Kas,

1 => foo;

this is sane, but this isn't:

1 => foo => bar;

foo(1) is the same as 1 => foo

foo => bar is the same as bar(foo)

however, I was suggesting that I could assign the object/function foo to reference bar this way:

foo @=> bar;

which means this:

1 => bar;

would now return 3 because bar is now a reference to the same function foo is a reference to.

see what I mean?

additionally, given

fun fun int bing(int b)
{
fun void funk(int i) { return b+i; }
return funk;
}

this:

<<< 4 => bing(5) >>>;

should print "9" in my weird world. I'm not sure that this actually is going to work this way, i'm just suggesting that we could get a lot of interesting things if functions were objects. I might be lynched for saying this, but JavaScript works this way. It's a lot easier with a dynamically typed language in which variables are always just references to other things (like they are in Chuck with objects, but not with primitives).
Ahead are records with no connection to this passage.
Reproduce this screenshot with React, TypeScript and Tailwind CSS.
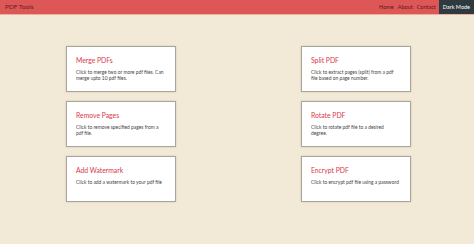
import React from "react";

const cards: [string, string[]][] = [
  ["Merge PDFs", ["Click to merge two or more pdf files. Can", "merge upto 10 pdf files."]],
  ["Split PDF", ["Click to extract pages (split) from a pdf", "file based on page number."]],
  ["Remove Pages", ["Click to remove specified pages from a", "pdf file."]],
  ["Rotate PDF", ["Click to rotate pdf file to a desired", "degree."]],
  ["Add Watermark", ["Click to add a watermark to your pdf file"]],
  ["Encrypt PDF", ["Click to encrypt pdf file using a password"]],
];

export default function App() {
  return (
    <div
      className="w-[474px] h-[244px] bg-[#f2e9d6] overflow-hidden"
      style={{ fontFamily: 'Lato, "Open Sans", sans-serif' }}
    >
      <nav className="h-[15px] bg-[#dc5755] flex items-center justify-between pl-[5px] border-b border-[#eab0a0]">
        <span className="text-[6.5px] text-[#6b1c1c]">PDF Tools</span>
        <div className="flex items-center h-full">
          <span className="text-[5.5px] text-[#5a1a1a] mr-[4px]">Home</span>
          <span className="text-[5.5px] text-[#5a1a1a] mr-[4px]">About</span>
          <span className="text-[5.5px] text-[#5a1a1a] mr-[3px]">Contact</span>
          <span className="h-full px-[4px] bg-[#2f3a40] text-white text-[5.5px] flex items-center">Dark Mode</span>
        </div>
      </nav>
      <div className="grid grid-cols-[110px_110px] justify-between gap-y-[9px] pl-[66px] pr-[63px] pt-[31px]">
        {cards.map(([t, lines]) => (
          <div
            key={t}
            className="h-[46px] bg-white border border-[#aaa59c] shadow-[0_0_2px_rgba(0,0,0,0.15)] px-[9px] pt-[9px]"
          >
            <div className="text-[6.8px] leading-[9px] text-[#d9374b]">{t}</div>
            <div className="text-[4.9px] leading-[6px] text-[#444] mt-[4px] whitespace-nowrap">
              {lines.map((l) => (
                <div key={l}>{l}</div>
              ))}
            </div>
          </div>
        ))}
      </div>
    </div>
  );
}
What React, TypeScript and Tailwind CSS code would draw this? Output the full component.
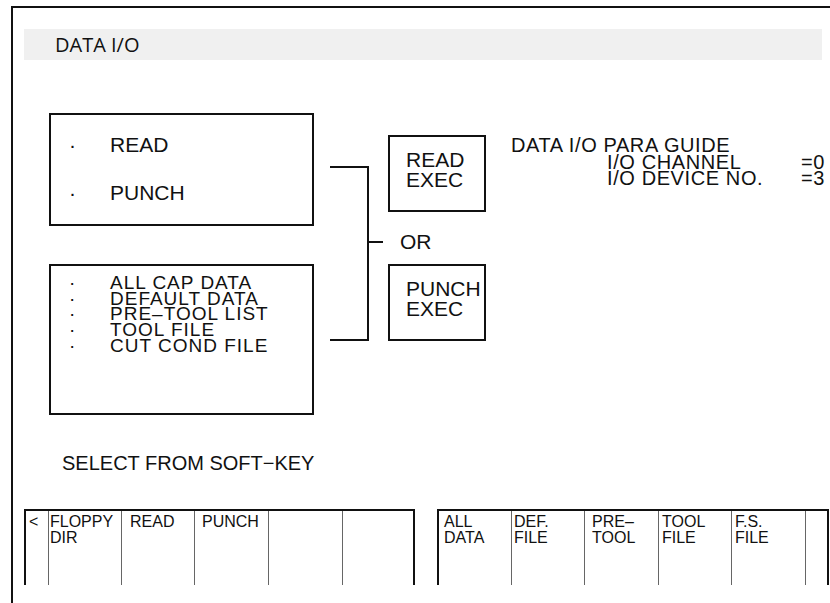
import React from 'react'

const sans = { fontFamily: '"Liberation Sans", Arial, sans-serif' }

type Key = { lines: string[]; w: string; pl: string; edge?: 'left' | 'right' }

const leftKeys: Key[] = [
  { lines: ['<'], w: 'w-[24px]', pl: 'pl-[3px]', edge: 'left' },
  { lines: ['FLOPPY', 'DIR'], w: 'w-[73px]', pl: 'pl-[1px]' },
  { lines: ['READ'], w: 'w-[73px]', pl: 'pl-[8px]' },
  { lines: ['PUNCH'], w: 'w-[74px]', pl: 'pl-[7px]' },
  { lines: [], w: 'w-[74px]', pl: 'pl-[2px]' },
  { lines: [], w: 'w-[73px]', pl: 'pl-[2px]', edge: 'right' },
]

const rightKeys: Key[] = [
  { lines: ['ALL', 'DATA'], w: 'w-[74px]', pl: 'pl-[5px]', edge: 'left' },
  { lines: ['DEF.', 'FILE'], w: 'w-[73px]', pl: 'pl-[2px]' },
  { lines: ['PRE\u2013', 'TOOL'], w: 'w-[74px]', pl: 'pl-[7px]' },
  { lines: ['TOOL', 'FILE'], w: 'w-[73px]', pl: 'pl-[3px]' },
  { lines: ['F.S.', 'FILE'], w: 'w-[74px]', pl: 'pl-[3px]' },
  { lines: [], w: 'w-[24px]', pl: 'pl-[2px]', edge: 'right' },
]

function SoftKey({ k }: { k: Key }) {
  const border =
    k.edge === 'left'
      ? 'border-l-2 border-[#111]'
      : k.edge === 'right'
        ? 'border-l border-l-[#666] border-r-2 border-r-[#111]'
        : 'border-l border-[#666]'
  return (
    <div className={`${k.w} ${k.pl} ${border} h-full pt-[3px] text-[16px] leading-[16px] text-[#111] box-border shrink-0`}>
      {k.lines.map((l) => (
        <div key={l}>{l}</div>
      ))}
    </div>
  )
}

function KeyGroup({ keys }: { keys: Key[] }) {
  return (
    <div className="flex h-[76px] border-t-2 border-[#111]">
      {keys.map((k, i) => (
        <SoftKey key={i} k={k} />
      ))}
    </div>
  )
}

function Bullet({ children }: { children: string }) {
  return (
    <div className="flex">
      <span className="w-[59px] pl-[18px]">·</span>
      <span>{children}</span>
    </div>
  )
}

function ExecBox({ lines }: { lines: string[] }) {
  return (
    <div className="ml-[19px] w-[98px] h-[77px] border-2 border-[#111] pl-[16px] pt-[13px] leading-[20px]">
      {lines.map((l) => (
        <div key={l}>{l}</div>
      ))}
    </div>
  )
}

export default function App() {
  return (
    <div className="w-[830px] h-[603px] overflow-hidden bg-white text-[#111]" style={sans}>
      <div className="ml-[11px] mt-[6px] h-[597px] border-l-2 border-t-2 border-[#111]">
        {/* header */}
        <div
          className="mt-[21px] ml-[11px] w-[798px] h-[31px] bg-[#f0f0f0] flex items-center pl-[31px] text-[20px]"
          style={{ fontFamily: '"Open Sans", sans-serif' }}
        >
          DATA I/O
        </div>

        {/* diagram */}
        <div className="mt-[53px] ml-[36px] flex items-start text-[21px]">
          <div className="w-[265px] flex flex-col">
            <div className="h-[113px] border-2 border-[#111] pt-[18px] flex flex-col gap-[24px] leading-[24px]">
              <Bullet>READ</Bullet>
              <Bullet>PUNCH</Bullet>
            </div>
            <div className="mt-[38px] h-[151px] border-2 border-[#111] pt-[9px] text-[19px] tracking-[1px] leading-[15.7px]">
              <Bullet>ALL CAP DATA</Bullet>
              <Bullet>DEFAULT DATA</Bullet>
              <Bullet>PRE–TOOL LIST</Bullet>
              <Bullet>TOOL FILE</Bullet>
              <Bullet>CUT COND FILE</Bullet>
            </div>
          </div>

          <div className="ml-[16px] mt-[53px] w-[39px] h-[175px] border-t-2 border-r-2 border-b-2 border-[#111]" />

          <div className="flex flex-col mt-[22px]">
            <ExecBox lines={['READ', 'EXEC']} />
            <div className="h-[52px] pt-[8px] flex items-center">
              <div className="w-[14px] h-[2px] bg-[#111]" />
              <span className="ml-[17px] leading-[20px]">OR</span>
            </div>
            <ExecBox lines={['PUNCH', 'EXEC']} />
          </div>

          <div className="ml-[25px] mt-[24px] text-[20px] tracking-[0.6px] leading-[16.5px] whitespace-nowrap">
            <div>DATA I/O PARA GUIDE</div>
            <div className="pl-[96px] grid grid-cols-[194px_auto]">
              <span>I/O CHANNEL</span>
              <span>=0</span>
              <span>I/O DEVICE NO.</span>
              <span>=3</span>
            </div>
          </div>
        </div>

        {/* prompt */}
        <div className="mt-[38px] ml-[49px] text-[20px] leading-[20px]">SELECT FROM SOFT−KEY</div>

        {/* soft keys */}
        <div className="mt-[36px] ml-[11px] flex gap-[22px]">
          <KeyGroup keys={leftKeys} />
          <KeyGroup keys={rightKeys} />
        </div>
      </div>
    </div>
  )
}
I don't think we're going to get away with this without adding some sort of keyword to Chuck. "function" is already taken as a keyword, according to the documentation, even though nothing using it has been implemented as far as I know. Perhaps we can add a function type that extends object.

-Mike

2010/1/6 Kassen <signal.automatique@gmail.com>

Mike;

What about this:

Well;

fun int foo( int arg)
  {
  return 3;
  }

fun void bar( int arg)
  {
  <<<"boring">>>;
  }

//overload
fun void bar ( fun arg)
  {
  <<<"fun">>>;
  }

1 => foo => bar;

Would that print "fun" or "boring"? That last line is a case where we refer to the function without parentheses yet still expect it to be called and to return under current syntax.

Yours,
Kas.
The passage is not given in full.